Manusmriti with the Commentary of Medhatithi

by Ganganatha Jha | 1920 | 1,381,940 words | ISBN-10: 8120811550 | ISBN-13: 9788120811553

This is the English translation of the Manusmriti, which is a collection of Sanskrit verses dealing with ‘Dharma’, a collective name for human purpose, their duties and the law. Various topics will be dealt with, but this volume of the series includes 12 discourses (adhyaya). The commentary on this text by Medhatithi elaborately explains various t...

Sanskrit text, Unicode transliteration and English translation by Ganganath Jha:

उपधाभिश्च यः कश्चित् परद्रव्यं हरेन्नरः ।
ससहायः स हन्तव्यः प्रकाशं विविधैर्वधैः ॥ १९३ ॥

upadhābhiśca yaḥ kaścit paradravyaṃ harennaraḥ |
sasahāyaḥ sa hantavyaḥ prakāśaṃ vividhairvadhaiḥ || 193 ||

The man who may appropriate, by fraudulent means, the property of another person, should be punished publicly, along with his accomplices, with various modes of death.—(193)

 

Medhātithi’s commentary (manubhāṣya):

Fraudulent means,’ ‘deceit,’ and ‘pretence’ are synonymous terms: and this ‘fraud’ is of several forms:—(1) ‘altering the thing’: having shown saffron, the man substitutes the kusumbha flower for it,—(2) ‘using short weights and measures,’ and so forth.

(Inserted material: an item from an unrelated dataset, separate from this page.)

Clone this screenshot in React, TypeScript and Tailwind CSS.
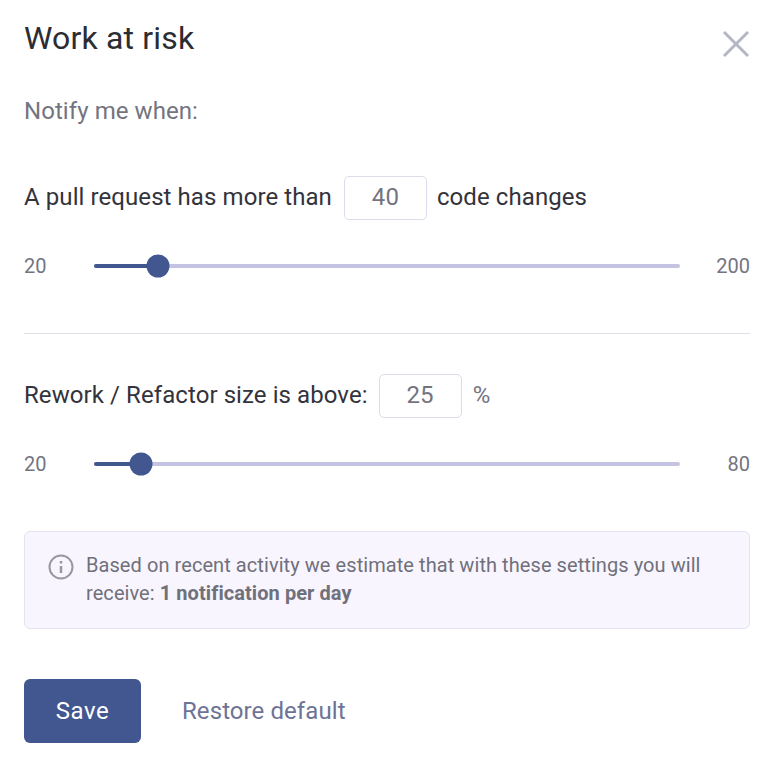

The rule regarding these forms of ‘fraud’ is going to be laid down later on, under 203 et seq. The forms of ‘fraudulent moans’ meant here are—(a) ‘threatening,’ (b) promising rewards from the king, (e) promising to secure the love of a maiden, and so forth.

The man makes such false assertions to the other person as—(a) ‘robbers shall rob you, if I do not protect you,’ or (b) ‘the king was very angry with you, and I have tried much to appease him,’ or (c) ‘I shall obtain for you from the king the post of the city-officer,’ or (d) ‘I shall secure for you some other great benefit,’ or (e) ‘my daughter is very much in love with you and has sent you this present’;—under these pretexts he brings to the man some presents and takes away from him much more valuable things in return;—and in the presence of this other party he whispers something to the king, or to some other high official, and says to the man—‘I have been talking regarding your business.’

The man who, by such fraudulent means, enjoys the property of others, for him the punishment is that he shall be punished ‘publicly’—on the public road—with such ‘modes of death,’ as ‘decapitation with the axe,’ ‘impalement,’ ‘tramling (trambling?) by elephants’ and so forth.

Others have held, on the strength of the ‘context,’ that what is said here pertains to the case of ‘Deposits’; in this sense the ‘fraudulent means’ would consist in putting off the restoration by such pretexts as—‘I do not remember where I kept the thing,’ ‘the article was kept by another person, who is not here now, he shall come to-morow’ and so forth; and the man who thus puts it off is said to ‘appropriate’ it.—(193)

 

Explanatory notes by Ganganath Jha

This verse is quoted in Vivādaratnākara (p. 92), which adds the following notes:—‘Upadhābhiḥ,’ by fraud;—‘sahāya’ is one who helps in the misappropriation of other’s property by fraud;—‘prakāśam’, in the public square and such places;—it is quoted again at p. 316;—in Vivādacintāmaṇi (p. 39), which explains ‘upadhā’ as ‘fraud’—‘sahāya’ as ‘abettor in the fraudulent appropriation,’—and ‘vadha’ as ‘beating, imprisonment and so forth’;—and in Kṛtyakalpataru (84a).

 

Comparative notes by various authors

(verses 8.193-194)

[See the texts under 190-192.]

Nārada (2.3).—‘In whatever manner a man may have delivered any of his effects to another, in that same manner shall the article be restored to him. Delivery and receipt should be equal.’

Bṛhaspati (12.9).—‘A deposit must be returned to the very man who bailed it, in the very manner in which it was bailed.’